If you feel very frustrated and need to let off some steam, go ahead and do that. Talk to a friend, complain, crib about it, or scream at the top of your lungs if it makes you happy.

At the same time, don’t get caught up with venting. While venting may temporarily relieve yourself, it’s not going to solve the problem ultimately. You don’t want to be an energy vampire.

Vent if there’s a need to, but do it for 15 to 20 minutes. Then move on.

3. Realize there are others out there facing this too

Even though the situation may be frustrating, you’re not alone. Remember there are almost 7 billion people in the world today, and chances are that other people have faced the same thing before too. Knowing it’s not just you helps you to get out of a self-victimizing mindset.

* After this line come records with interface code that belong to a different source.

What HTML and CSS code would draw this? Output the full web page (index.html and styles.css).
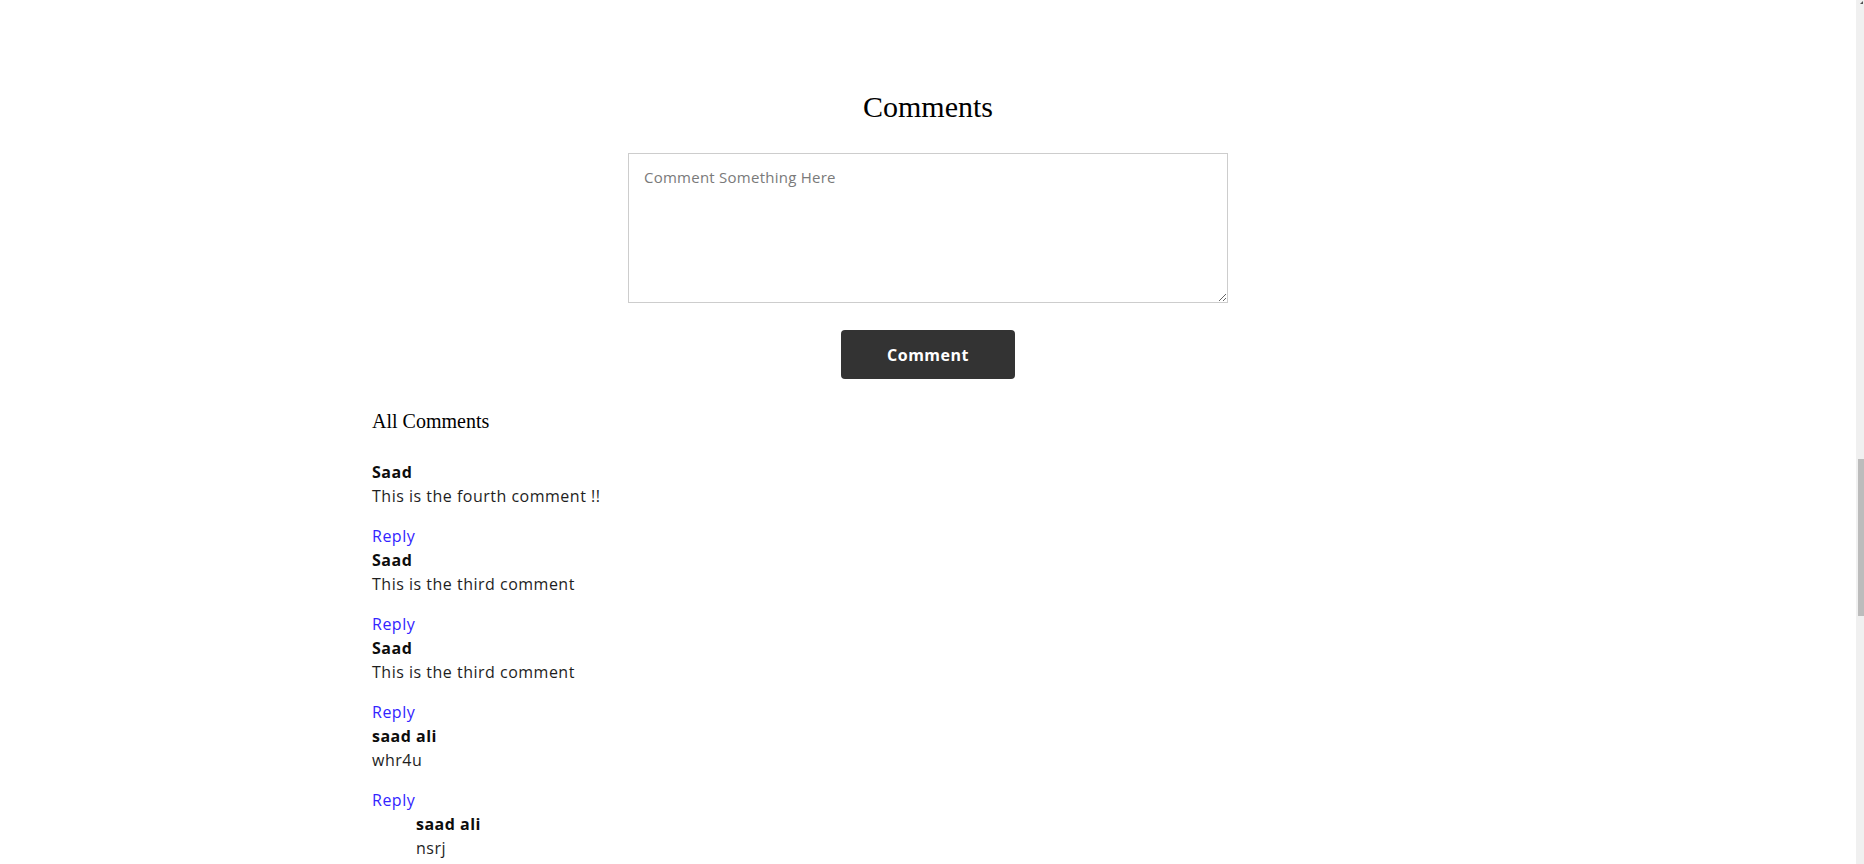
FILE: index.html
```html
<!DOCTYPE html>
<html lang="en">
<head>
<meta charset="utf-8">
<title>Comments</title>
<link rel="stylesheet" href="styles.css">
</head>
<body>
<div class="page">
  <h2 class="title">Comments</h2>
  <form class="comment-form">
    <textarea class="comment-input" placeholder="Comment Something Here"></textarea>
    <button type="button" class="comment-btn">Comment</button>
  </form>
  <section class="comments">
    <h3 class="comments-title">All Comments</h3>
    <div class="comment">
      <div class="name">Saad</div>
      <p class="text">This is the fourth comment !!</p>
      <a class="reply" href="#">Reply</a>
    </div>
    <div class="comment">
      <div class="name">Saad</div>
      <p class="text">This is the third comment</p>
      <a class="reply" href="#">Reply</a>
    </div>
    <div class="comment">
      <div class="name">Saad</div>
      <p class="text">This is the third comment</p>
      <a class="reply" href="#">Reply</a>
    </div>
    <div class="comment">
      <div class="name">saad ali</div>
      <p class="text">whr4u</p>
      <a class="reply" href="#">Reply</a>
      <div class="comment nested">
        <div class="name">saad ali</div>
        <p class="text">nsrj</p>
        <a class="reply" href="#">Reply</a>
      </div>
    </div>
  </section>
</div>
<div class="scrollbar">
  <div class="scroll-arrow"></div>
  <div class="scroll-thumb"></div>
</div>
</body>
</html>
```
FILE: styles.css
```css
html, body {
  margin: 0;
  padding: 0;
  overflow: hidden;
  background: #ffffff;
}

body {
  font-family: "Open Sans", "Liberation Sans", sans-serif;
  color: #1e1e1e;
}

.page {
  padding-right: 8px;
}

.title {
  font-family: "Liberation Serif", "Times New Roman", serif;
  font-size: 30px;
  font-weight: normal;
  line-height: 36px;
  color: #000;
  text-align: center;
  margin: 89px 0 0;
}

.comment-form {
  display: flex;
  flex-direction: column;
  align-items: center;
  margin: 0;
}

.comment-input {
  box-sizing: border-box;
  width: 600px;
  height: 150px;
  margin-top: 28px;
  padding: 12px 15px;
  border: 1px solid #cdcdcd;
  border-radius: 0;
  font-family: "Open Sans", "Liberation Sans", sans-serif;
  font-size: 15px;
  letter-spacing: 0.25px;
  line-height: 1.5;
  color: #222;
  outline: none;
  resize: both;
}

.comment-input::placeholder {
  color: #7a7a7a;
}

.comment-btn {
  box-sizing: border-box;
  width: 174px;
  height: 49px;
  margin-top: 27px;
  border: none;
  border-radius: 4px;
  background: #333333;
  color: #ffffff;
  font-family: "Open Sans", "Liberation Sans", sans-serif;
  font-size: 16px;
  font-weight: 700;
  letter-spacing: 0.5px;
  cursor: pointer;
}

.comments {
  max-width: 1112px;
  margin: 30px auto 0;
}

.comments-title {
  font-family: "Liberation Serif", "Times New Roman", serif;
  font-size: 20px;
  font-weight: normal;
  line-height: 24px;
  color: #000;
  margin: 0 0 27px;
}

.comment {
  font-size: 16px;
  line-height: 24px;
  letter-spacing: 0.5px;
}

.name {
  font-weight: 700;
  color: #0d0d0d;
}

.text {
  margin: 0 0 16px;
}

.reply {
  display: block;
  color: #3324ff;
  text-decoration: none;
}

.nested {
  margin-left: 44px;
}

.scrollbar {
  position: fixed;
  top: 0;
  right: 0;
  width: 8px;
  height: 100%;
  background: #f0f0f0;
}

.scroll-arrow {
  position: absolute;
  top: 1px;
  right: 1px;
  width: 0;
  height: 0;
  border-left: 3px solid transparent;
  border-bottom: 3px solid #505050;
}

.scroll-thumb {
  position: absolute;
  top: 459px;
  left: 2px;
  width: 6px;
  height: 157px;
  background: #bcbcbc;
}
```
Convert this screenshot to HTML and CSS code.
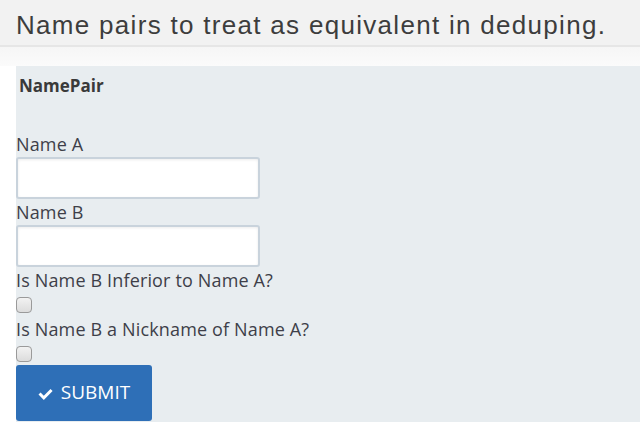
FILE: index.html
```html
<!DOCTYPE html>
<html>
<head>
<meta charset="utf-8">
<link rel="stylesheet" href="styles.css">
</head>
<body>
<header class="top">
  <h1 class="title">Name pairs to treat as equivalent in deduping.</h1>
</header>
<div class="gap"></div>
<form class="panel">
  <h3 class="panel-title">NamePair</h3>
  <label class="field-label" for="a">Name A</label>
  <input class="text-input" id="a" type="text">
  <label class="field-label" for="b">Name B</label>
  <input class="text-input" id="b" type="text">
  <label class="field-label" for="c">Is Name B Inferior to Name A?</label>
  <input class="check" id="c" type="checkbox">
  <label class="field-label" for="d">Is Name B a Nickname of Name A?</label>
  <input class="check" id="d" type="checkbox">
  <button class="submit" type="button">
    <svg class="check-icon" viewBox="0 0 16 11" width="16" height="11"><path d="M0.5 5.6 L2.6 3.5 L5.8 6.7 L12.5 0 L14.6 2.1 L5.8 10.9 Z" fill="#fff"/></svg>
    <span>SUBMIT</span>
  </button>
</form>
</body>
</html>
```
FILE: styles.css
```css
html, body {
  margin: 0;
  padding: 0;
  background: #fff;
}
body {
  font-family: "Open Sans", "Liberation Sans", sans-serif;
  color: #3e3f49;
}
.top {
  box-sizing: border-box;
  height: 47px;
  padding: 7px 0 0 16px;
  background: #f2f2f2;
  border-bottom: 2px solid #e6e6e6;
}
.title {
  margin: 0;
  font-family: "Liberation Sans", Arial, sans-serif;
  font-weight: normal;
  font-size: 26px;
  letter-spacing: 1.3px;
  line-height: 36px;
  color: #3d3d3d;
  white-space: nowrap;
}
.gap {
  height: 19px;
  background: linear-gradient(#f6f6f6, #fbfbfb);
}
.panel {
  margin: 0 0 0 16px;
  background: #e8edf0;
  display: flex;
  flex-direction: column;
  align-items: flex-start;
  height: 356px;
}
.panel-title {
  margin: 0 0 33px;
  padding: 7px 3px 0;
  font-size: 17px;
  line-height: 25px;
  font-weight: bold;
  color: #3a3a3a;
}
.field-label {
  display: block;
  font-size: 18px;
  letter-spacing: 0.15px;
  line-height: 26px;
  color: #3e3f49;
  white-space: nowrap;
}
.text-input {
  box-sizing: border-box;
  width: 244px;
  height: 42px;
  margin: 0;
  border: 2px solid #c9d3dc;
  border-radius: 3px;
  background: #fff;
  box-shadow: inset 0 1px 3px rgba(0,0,0,0.08);
  font: inherit;
}
.check {
  appearance: none;
  -webkit-appearance: none;
  box-sizing: border-box;
  width: 16px;
  height: 16px;
  margin: 4px 0 3px;
  border: 1px solid #9a9a9a;
  border-radius: 4px;
  background: linear-gradient(#f2f2f2, #dcdcdc);
}
.submit {
  box-sizing: border-box;
  width: 136px;
  height: 56px;
  margin: 0;
  border: none;
  border-radius: 3px;
  background: #2e6fb7;
  color: #fff;
  font-family: "Open Sans", "Liberation Sans", sans-serif;
  font-size: 19px;
  display: flex;
  align-items: center;
  justify-content: center;
  gap: 7px;
  padding: 0 0 2px;
}
.check-icon {
  display: block;
  margin-top: 5px;
}
```
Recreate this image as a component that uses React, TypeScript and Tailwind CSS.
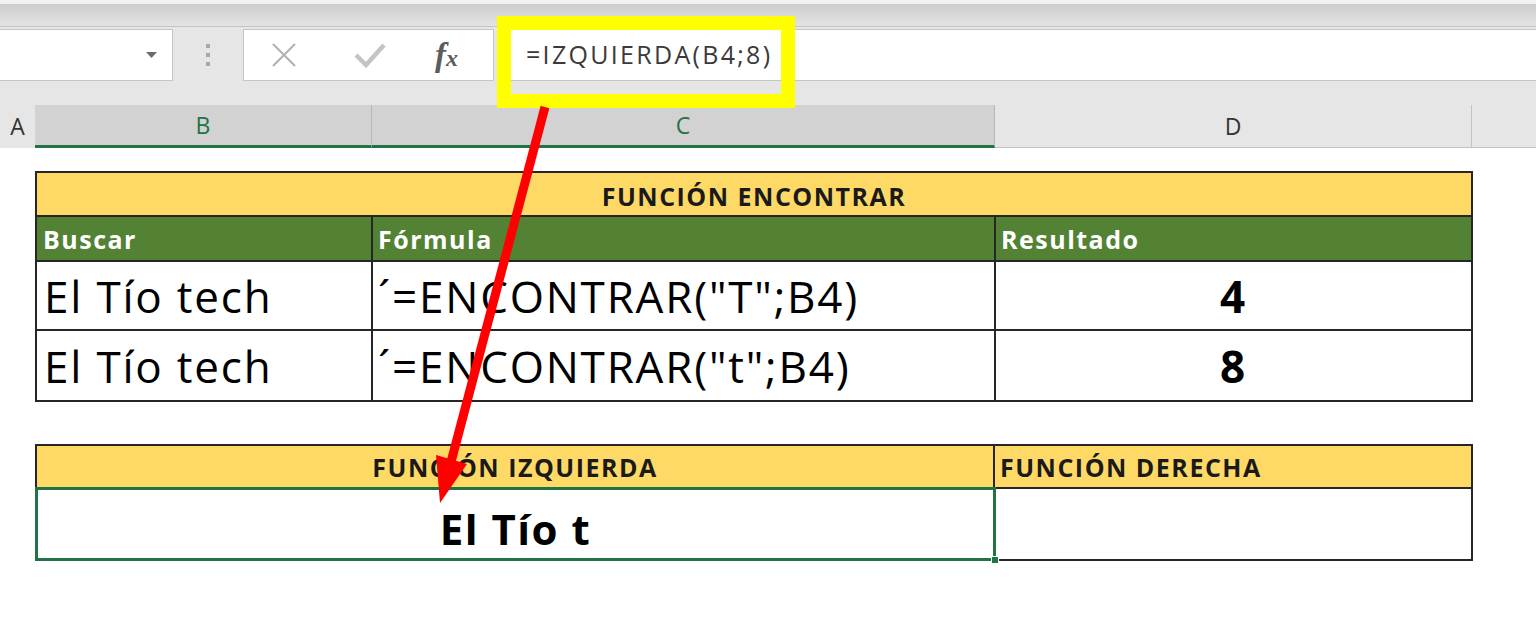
import React from 'react';

const cellFont = { fontFamily: '"Open Sans", "Noto Sans", sans-serif' };
const uiFont = { fontFamily: '"Open Sans", "Noto Sans", sans-serif' };

/** Name box + buttons + formula input row of the Excel ribbon. */
function FormulaBar() {
  return (
    <div className="relative flex h-[78px] items-start bg-[#e6e6e6] pt-[2px]">
      <div className="flex h-[52px] w-[173px] items-center justify-end border border-[#c6c6c6] border-l-0 bg-white pr-[15px]">
        <svg width="11" height="6" viewBox="0 0 11 6">
          <polygon points="0,0 11,0 5.5,6" fill="#6b6b6b" />
        </svg>
      </div>
      <div className="flex h-[52px] w-[70px] flex-col items-center justify-center gap-[5px]">
        <span className="h-[4px] w-[4px] bg-[#a8a8a8]" />
        <span className="h-[4px] w-[4px] bg-[#a8a8a8]" />
        <span className="h-[4px] w-[4px] bg-[#a8a8a8]" />
      </div>
      <div className="flex h-[52px] w-[251px] items-center border border-[#c6c6c6] bg-white">
        <svg className="ml-[27px]" width="26" height="26" viewBox="0 0 26 26">
          <path d="M2 2 L24 24 M24 2 L2 24" stroke="#b0b0b0" strokeWidth="2" fill="none" />
        </svg>
        <svg className="ml-[57px]" width="32" height="26" viewBox="0 0 32 26">
          <path d="M2 13 L12 23 L30 3" stroke="#c4c4c4" strokeWidth="4.5" fill="none" />
        </svg>
        <span
          className="ml-[49px] text-[33px] font-bold italic leading-none text-[#5c5c5c]"
          style={{ fontFamily: '"Liberation Serif", serif' }}
        >
          f<span className="text-[24px]">x</span>
        </span>
      </div>
      <div className="ml-[3px] flex h-[52px] flex-1 items-center border-y border-[#c6c6c6] bg-white">
        <div className="relative flex h-full items-center">
          <div className="absolute left-0 top-[-14px] h-[92px] w-[298px] border-[14px] border-[#ffff00]" />
          <span className="pl-[29px] text-[25px] tracking-[2.3px] text-[#3a3a3a]" style={uiFont}>
            =IZQUIERDA(B4;8)
          </span>
        </div>
      </div>
    </div>
  );
}

function ColumnHeaders() {
  return (
    <div className="flex h-[43px] bg-[#e6e6e6] text-[23px]" style={uiFont}>
      <div className="flex w-[35px] items-center justify-center text-[#333]">A</div>
      <div className="flex w-[337px] items-center justify-center border-b-[3px] border-r border-r-[#b8b8b8] border-b-[#217346] bg-[#d2d2d2] text-[#217346]">
        B
      </div>
      <div className="flex w-[623px] items-center justify-center border-b-[3px] border-r border-r-[#b8b8b8] border-b-[#217346] bg-[#d2d2d2] text-[#217346]">
        C
      </div>
      <div className="flex w-[477px] items-center justify-center border-b border-r border-[#c2c2c2] text-[#333]">
        D
      </div>
      <div className="flex-1 border-b border-[#c2c2c2]" />
    </div>
  );
}

const rows = [
  { buscar: 'El Tío tech', formula: '´=ENCONTRAR("T";B4)', result: '4' },
  { buscar: 'El Tío tech', formula: '´=ENCONTRAR("t";B4)', result: '8' },
];

function EncontrarTable() {
  return (
    <div className="ml-[35px] mt-[23px] w-[1438px] border-2 border-[#262626]" style={cellFont}>
      <div className="flex h-[44px] items-center justify-center border-b-2 border-[#262626] bg-[#ffd966] pt-[5px] text-[25px] font-bold tracking-[1.5px] text-[#1a1a1a]">
        FUNCIÓN ENCONTRAR
      </div>
      <div className="flex h-[45px] border-b-2 border-[#262626] bg-[#548235] text-[25px] font-bold tracking-[1.5px] text-white">
        <div className="flex w-[336px] items-center border-r-2 border-[#262626] pl-[6px] pt-[3px]">Buscar</div>
        <div className="flex w-[623px] items-center border-r-2 border-[#262626] pl-[5px] pt-[3px]">Fórmula</div>
        <div className="flex flex-1 items-center pl-[5px] pt-[3px]">Resultado</div>
      </div>
      {rows.map((r, i) => (
        <div
          key={r.formula}
          className={`flex h-[69px] text-[44px] tracking-[1.8px] text-black ${i === 0 ? 'border-b-2 border-[#262626]' : ''}`}
        >
          <div className="flex w-[336px] items-center border-r-2 border-[#262626] pl-[7px]">{r.buscar}</div>
          <div className="flex w-[623px] items-center border-r-2 border-[#262626] pl-[5px]">{r.formula}</div>
          <div className="flex flex-1 items-center justify-center font-bold">{r.result}</div>
        </div>
      ))}
    </div>
  );
}

function IzquierdaTable() {
  return (
    <div className="ml-[35px] mt-[42px] w-[1438px]" style={cellFont}>
      <div className="flex h-[43px] border-2 border-b-0 border-[#262626] bg-[#ffd966] text-[25px] font-bold tracking-[1.5px] text-[#1a1a1a]">
        <div className="flex w-[958px] items-center justify-center border-r-2 border-[#262626] pt-[3px]">FUNCIÓN IZQUIERDA</div>
        <div className="flex flex-1 items-center pl-[5px] pt-[3px]">FUNCIÓN DERECHA</div>
      </div>
      <div className="flex h-[74px]">
        <div className="relative flex w-[961px] items-center justify-center border-[3px] border-[#217346] pt-[8px] text-[42px] font-bold tracking-[1.5px] text-black">
          El Tío t
          <span className="absolute bottom-[-6px] right-[-6px] h-[8px] w-[8px] border border-white bg-[#217346]" />
        </div>
        <div className="flex-1 border-2 border-l-0 border-[#262626]" />
      </div>
    </div>
  );
}

export default function App() {
  return (
    <div className="relative h-[619px] w-[1536px] overflow-hidden bg-white">
      <div className="h-[4px] bg-[#f4f1f0]" />
      <div className="h-[23px] border-b border-[#c4c4c4] bg-gradient-to-b from-[#cdcdcd] to-[#e4e4e4]" />
      <FormulaBar />
      <ColumnHeaders />
      <EncontrarTable />
      <IzquierdaTable />
      <svg className="pointer-events-none absolute left-0 top-0" width="1536" height="619">
        <line x1="545" y1="107" x2="451" y2="462" stroke="#ff0000" strokeWidth="9" />
        <polygon points="440,503 467,464 436,455" fill="#ff0000" />
      </svg>
    </div>
  );
}
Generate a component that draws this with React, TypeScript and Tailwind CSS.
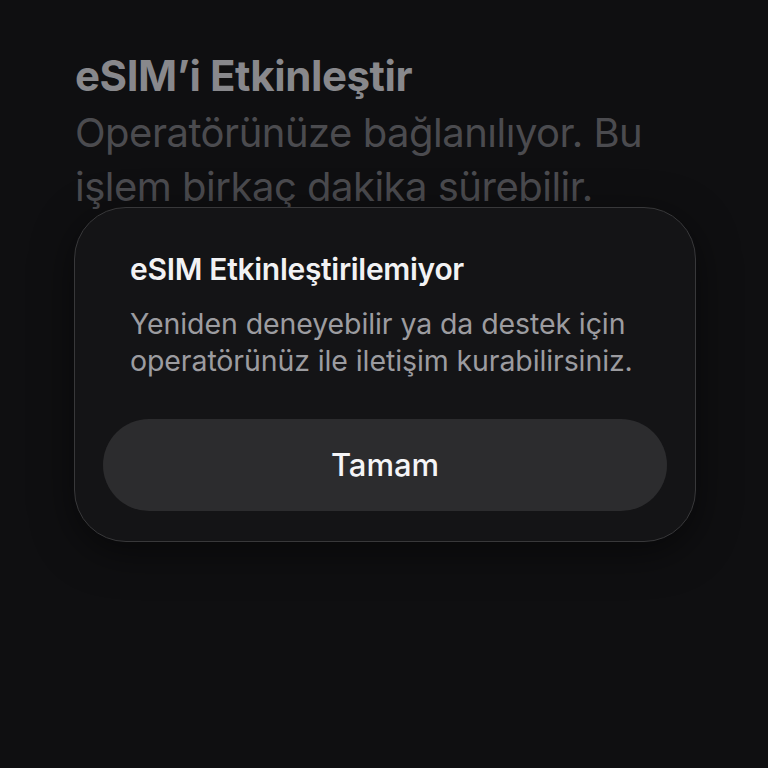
import { useState } from 'react';

const FONT = { fontFamily: 'Inter, "Noto Sans", "Liberation Sans", sans-serif' };

function ActivationErrorSheet({ onClose }: { onClose: () => void }) {
  return (
    <div className="absolute left-[74px] top-[207px] w-[622px] rounded-[52px] border border-[#38383a] bg-[#141416] px-[28px] pb-[30px] pt-[43px] shadow-[0_10px_40px_rgba(0,0,0,0.5)]">
      <div className="pl-[27px]">
        <h2 className="text-[30px] font-semibold leading-[36px] tracking-[-0.3px] text-[#f2f2f4]">
          eSIM Etkinleştirilemiyor
        </h2>
        <p className="mt-[18px] text-[28.5px] leading-[37px] tracking-[-0.1px] text-[#9c9ca0]">
          Yeniden deneyebilir ya da destek için operatörünüz ile iletişim kurabilirsiniz.
        </p>
      </div>
      <button
        type="button"
        onClick={onClose}
        className="mt-[40px] flex h-[92px] w-full items-center justify-center rounded-full bg-[#2c2c2e] text-[31px] font-medium text-[#f5f5f7]"
      >
        Tamam
      </button>
    </div>
  );
}

export default function App() {
  const [open, setOpen] = useState(true);

  return (
    <div className="relative h-[768px] w-[768px] overflow-hidden bg-[#0f0f11]" style={FONT}>
      <div className="px-[75px] pt-[52px]">
        <h1 className="text-[42px] font-bold leading-[48px] tracking-[-0.4px] text-[#88888c]">
          eSIM’i Etkinleştir
        </h1>
        <p className="mt-[6px] text-[40px] leading-[54px] tracking-[-0.5px] text-[#4b4b4f]">
          Operatörünüze bağlanılıyor. Bu işlem birkaç dakika sürebilir.
        </p>
      </div>
      {open && <ActivationErrorSheet onClose={() => setOpen(false)} />}
    </div>
  );
}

4. Process your thoughts/emotions

Process your thoughts/emotions with any of the four methods:

  1. Journal. Write your unhappiness in a private diary or in your blog. It doesn’t have to be formal at all – it can be a brain dump on rough paper or new word document. Delete after you are done.
  2. Audio taping. Record yourself as you talk out what’s on your mind. Tools include tape recorder, your PC (Audacity is a freeware for recording/editing audio) and your mobile (most mobiles today have audio recording functions). You can even use your voice mail for this. Just talking helps you to gain awareness of your emotions. After recording, play back and listen to what you said. You might find it quite revealing.
  3. Meditation. At its simplest form, meditation is just sitting/lying still and observing your reality as it is – including your thoughts and emotions. Some think that it involves some complex mambo-jumbo, but it doesn’t.
  4. Talking to someone. Talking about it with someone helps you work through the issue. It also gets you an alternate viewpoint and consider it from a different angle.

5. Acknowledge your thoughts

Don’t resist your thoughts, but acknowledge them. This includes both positive and negative thoughts.

By acknowledging, I mean recognizing these thoughts exist. So if say, you have a thought that says, “Wow, I’m so stupid!”, acknowledge that. If you have a thought that says, “I can’t believe this is happening to me again”, acknowledge that as well.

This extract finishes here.